REQUIREMENT —
Can you output the material exactly as written, minus any pictures it holds?

PROVIDED DATA —
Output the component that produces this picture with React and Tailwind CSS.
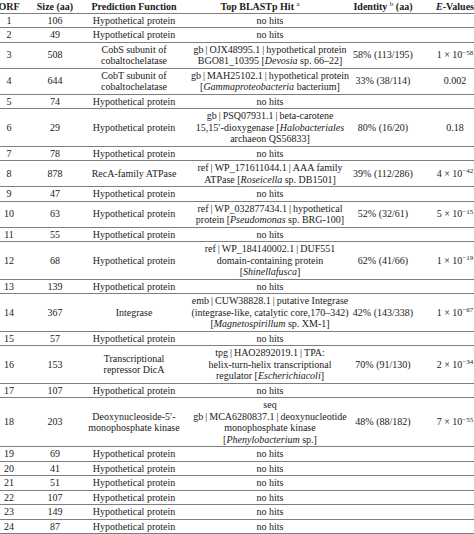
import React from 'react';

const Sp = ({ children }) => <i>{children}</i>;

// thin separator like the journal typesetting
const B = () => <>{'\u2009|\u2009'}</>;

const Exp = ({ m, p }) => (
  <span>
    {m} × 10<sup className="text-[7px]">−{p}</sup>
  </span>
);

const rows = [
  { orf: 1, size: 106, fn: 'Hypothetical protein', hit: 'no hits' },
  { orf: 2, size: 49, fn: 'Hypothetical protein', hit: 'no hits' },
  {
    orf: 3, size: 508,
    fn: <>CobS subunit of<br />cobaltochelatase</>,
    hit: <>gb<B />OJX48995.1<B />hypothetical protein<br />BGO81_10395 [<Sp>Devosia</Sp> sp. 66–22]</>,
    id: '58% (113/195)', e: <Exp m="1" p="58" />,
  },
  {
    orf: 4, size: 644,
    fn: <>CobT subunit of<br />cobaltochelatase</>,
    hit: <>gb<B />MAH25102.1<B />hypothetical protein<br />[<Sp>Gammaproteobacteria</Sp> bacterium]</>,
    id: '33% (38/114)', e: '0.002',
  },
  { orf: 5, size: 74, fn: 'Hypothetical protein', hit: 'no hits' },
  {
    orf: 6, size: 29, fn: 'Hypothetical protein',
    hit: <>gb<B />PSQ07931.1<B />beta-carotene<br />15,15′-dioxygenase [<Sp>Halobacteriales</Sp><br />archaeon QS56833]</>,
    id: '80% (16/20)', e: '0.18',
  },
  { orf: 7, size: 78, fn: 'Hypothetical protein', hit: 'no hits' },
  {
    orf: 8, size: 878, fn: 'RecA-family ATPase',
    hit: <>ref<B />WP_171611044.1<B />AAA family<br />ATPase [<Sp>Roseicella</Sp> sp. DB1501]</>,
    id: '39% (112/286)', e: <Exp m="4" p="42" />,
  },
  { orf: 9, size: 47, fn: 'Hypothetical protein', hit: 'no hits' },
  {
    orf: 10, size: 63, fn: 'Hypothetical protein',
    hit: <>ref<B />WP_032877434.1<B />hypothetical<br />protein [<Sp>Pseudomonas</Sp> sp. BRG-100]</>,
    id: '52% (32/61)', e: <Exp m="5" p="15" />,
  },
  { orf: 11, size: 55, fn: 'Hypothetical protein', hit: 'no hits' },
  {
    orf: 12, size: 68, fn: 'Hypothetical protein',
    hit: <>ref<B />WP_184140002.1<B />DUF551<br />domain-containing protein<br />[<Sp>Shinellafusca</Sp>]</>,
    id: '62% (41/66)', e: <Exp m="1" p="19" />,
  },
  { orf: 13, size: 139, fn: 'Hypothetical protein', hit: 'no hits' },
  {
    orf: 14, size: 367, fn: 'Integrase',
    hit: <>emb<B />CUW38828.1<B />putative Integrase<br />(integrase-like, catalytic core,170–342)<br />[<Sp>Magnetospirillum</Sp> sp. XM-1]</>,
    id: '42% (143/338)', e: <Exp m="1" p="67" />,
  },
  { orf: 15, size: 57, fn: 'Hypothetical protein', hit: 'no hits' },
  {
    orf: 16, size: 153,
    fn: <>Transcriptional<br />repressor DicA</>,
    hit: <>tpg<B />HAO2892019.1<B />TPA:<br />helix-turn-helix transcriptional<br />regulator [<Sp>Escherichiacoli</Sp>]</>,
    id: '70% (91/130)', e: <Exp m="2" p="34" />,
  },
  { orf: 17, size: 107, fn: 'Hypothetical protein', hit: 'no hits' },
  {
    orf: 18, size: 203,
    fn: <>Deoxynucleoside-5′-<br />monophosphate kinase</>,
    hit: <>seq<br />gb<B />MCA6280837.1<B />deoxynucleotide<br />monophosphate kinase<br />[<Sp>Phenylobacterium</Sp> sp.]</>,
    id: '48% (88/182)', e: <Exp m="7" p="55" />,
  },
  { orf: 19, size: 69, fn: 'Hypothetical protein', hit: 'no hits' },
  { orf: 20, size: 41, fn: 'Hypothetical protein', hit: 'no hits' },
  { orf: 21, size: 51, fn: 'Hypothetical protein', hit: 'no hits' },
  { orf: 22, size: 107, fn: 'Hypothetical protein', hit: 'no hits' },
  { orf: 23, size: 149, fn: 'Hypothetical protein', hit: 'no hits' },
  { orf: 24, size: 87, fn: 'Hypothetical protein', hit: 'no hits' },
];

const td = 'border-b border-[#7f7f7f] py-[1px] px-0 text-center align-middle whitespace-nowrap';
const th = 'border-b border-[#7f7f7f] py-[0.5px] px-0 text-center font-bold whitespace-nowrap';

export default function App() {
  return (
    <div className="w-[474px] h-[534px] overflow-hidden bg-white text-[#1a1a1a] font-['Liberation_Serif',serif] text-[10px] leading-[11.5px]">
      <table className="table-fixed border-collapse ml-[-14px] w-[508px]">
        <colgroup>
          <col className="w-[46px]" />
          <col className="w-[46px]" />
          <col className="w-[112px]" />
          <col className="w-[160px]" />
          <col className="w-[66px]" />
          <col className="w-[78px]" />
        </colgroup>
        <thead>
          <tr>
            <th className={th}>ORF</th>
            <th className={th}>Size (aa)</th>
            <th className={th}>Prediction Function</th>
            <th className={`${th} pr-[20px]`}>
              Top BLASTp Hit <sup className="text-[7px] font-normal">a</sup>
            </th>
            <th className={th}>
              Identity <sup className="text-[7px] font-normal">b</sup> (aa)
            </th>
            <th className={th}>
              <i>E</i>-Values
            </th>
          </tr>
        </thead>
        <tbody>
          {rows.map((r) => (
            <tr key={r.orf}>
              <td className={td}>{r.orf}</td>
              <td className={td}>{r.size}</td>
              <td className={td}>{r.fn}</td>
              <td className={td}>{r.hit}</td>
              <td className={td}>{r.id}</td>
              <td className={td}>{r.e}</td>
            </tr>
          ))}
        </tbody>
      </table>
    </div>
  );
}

RESPONSE TO THIS EXERCISE —
Output the component that produces this picture with React and Tailwind CSS.
import React from 'react';

const Sp = ({ children }) => <i>{children}</i>;

// thin separator like the journal typesetting
const B = () => <>{'\u2009|\u2009'}</>;

const Exp = ({ m, p }) => (
  <span>
    {m} × 10<sup className="text-[7px]">−{p}</sup>
  </span>
);

const rows = [
  { orf: 1, size: 106, fn: 'Hypothetical protein', hit: 'no hits' },
  { orf: 2, size: 49, fn: 'Hypothetical protein', hit: 'no hits' },
  {
    orf: 3, size: 508,
    fn: <>CobS subunit of<br />cobaltochelatase</>,
    hit: <>gb<B />OJX48995.1<B />hypothetical protein<br />BGO81_10395 [<Sp>Devosia</Sp> sp. 66–22]</>,
    id: '58% (113/195)', e: <Exp m="1" p="58" />,
  },
  {
    orf: 4, size: 644,
    fn: <>CobT subunit of<br />cobaltochelatase</>,
    hit: <>gb<B />MAH25102.1<B />hypothetical protein<br />[<Sp>Gammaproteobacteria</Sp> bacterium]</>,
    id: '33% (38/114)', e: '0.002',
  },
  { orf: 5, size: 74, fn: 'Hypothetical protein', hit: 'no hits' },
  {
    orf: 6, size: 29, fn: 'Hypothetical protein',
    hit: <>gb<B />PSQ07931.1<B />beta-carotene<br />15,15′-dioxygenase [<Sp>Halobacteriales</Sp><br />archaeon QS56833]</>,
    id: '80% (16/20)', e: '0.18',
  },
  { orf: 7, size: 78, fn: 'Hypothetical protein', hit: 'no hits' },
  {
    orf: 8, size: 878, fn: 'RecA-family ATPase',
    hit: <>ref<B />WP_171611044.1<B />AAA family<br />ATPase [<Sp>Roseicella</Sp> sp. DB1501]</>,
    id: '39% (112/286)', e: <Exp m="4" p="42" />,
  },
  { orf: 9, size: 47, fn: 'Hypothetical protein', hit: 'no hits' },
  {
    orf: 10, size: 63, fn: 'Hypothetical protein',
    hit: <>ref<B />WP_032877434.1<B />hypothetical<br />protein [<Sp>Pseudomonas</Sp> sp. BRG-100]</>,
    id: '52% (32/61)', e: <Exp m="5" p="15" />,
  },
  { orf: 11, size: 55, fn: 'Hypothetical protein', hit: 'no hits' },
  {
    orf: 12, size: 68, fn: 'Hypothetical protein',
    hit: <>ref<B />WP_184140002.1<B />DUF551<br />domain-containing protein<br />[<Sp>Shinellafusca</Sp>]</>,
    id: '62% (41/66)', e: <Exp m="1" p="19" />,
  },
  { orf: 13, size: 139, fn: 'Hypothetical protein', hit: 'no hits' },
  {
    orf: 14, size: 367, fn: 'Integrase',
    hit: <>emb<B />CUW38828.1<B />putative Integrase<br />(integrase-like, catalytic core,170–342)<br />[<Sp>Magnetospirillum</Sp> sp. XM-1]</>,
    id: '42% (143/338)', e: <Exp m="1" p="67" />,
  },
  { orf: 15, size: 57, fn: 'Hypothetical protein', hit: 'no hits' },
  {
    orf: 16, size: 153,
    fn: <>Transcriptional<br />repressor DicA</>,
    hit: <>tpg<B />HAO2892019.1<B />TPA:<br />helix-turn-helix transcriptional<br />regulator [<Sp>Escherichiacoli</Sp>]</>,
    id: '70% (91/130)', e: <Exp m="2" p="34" />,
  },
  { orf: 17, size: 107, fn: 'Hypothetical protein', hit: 'no hits' },
  {
    orf: 18, size: 203,
    fn: <>Deoxynucleoside-5′-<br />monophosphate kinase</>,
    hit: <>seq<br />gb<B />MCA6280837.1<B />deoxynucleotide<br />monophosphate kinase<br />[<Sp>Phenylobacterium</Sp> sp.]</>,
    id: '48% (88/182)', e: <Exp m="7" p="55" />,
  },
  { orf: 19, size: 69, fn: 'Hypothetical protein', hit: 'no hits' },
  { orf: 20, size: 41, fn: 'Hypothetical protein', hit: 'no hits' },
  { orf: 21, size: 51, fn: 'Hypothetical protein', hit: 'no hits' },
  { orf: 22, size: 107, fn: 'Hypothetical protein', hit: 'no hits' },
  { orf: 23, size: 149, fn: 'Hypothetical protein', hit: 'no hits' },
  { orf: 24, size: 87, fn: 'Hypothetical protein', hit: 'no hits' },
];

const td = 'border-b border-[#7f7f7f] py-[1px] px-0 text-center align-middle whitespace-nowrap';
const th = 'border-b border-[#7f7f7f] py-[0.5px] px-0 text-center font-bold whitespace-nowrap';

export default function App() {
  return (
    <div className="w-[474px] h-[534px] overflow-hidden bg-white text-[#1a1a1a] font-['Liberation_Serif',serif] text-[10px] leading-[11.5px]">
      <table className="table-fixed border-collapse ml-[-14px] w-[508px]">
        <colgroup>
          <col className="w-[46px]" />
          <col className="w-[46px]" />
          <col className="w-[112px]" />
          <col className="w-[160px]" />
          <col className="w-[66px]" />
          <col className="w-[78px]" />
        </colgroup>
        <thead>
          <tr>
            <th className={th}>ORF</th>
            <th className={th}>Size (aa)</th>
            <th className={th}>Prediction Function</th>
            <th className={`${th} pr-[20px]`}>
              Top BLASTp Hit <sup className="text-[7px] font-normal">a</sup>
            </th>
            <th className={th}>
              Identity <sup className="text-[7px] font-normal">b</sup> (aa)
            </th>
            <th className={th}>
              <i>E</i>-Values
            </th>
          </tr>
        </thead>
        <tbody>
          {rows.map((r) => (
            <tr key={r.orf}>
              <td className={td}>{r.orf}</td>
              <td className={td}>{r.size}</td>
              <td className={td}>{r.fn}</td>
              <td className={td}>{r.hit}</td>
              <td className={td}>{r.id}</td>
              <td className={td}>{r.e}</td>
            </tr>
          ))}
        </tbody>
      </table>
    </div>
  );
}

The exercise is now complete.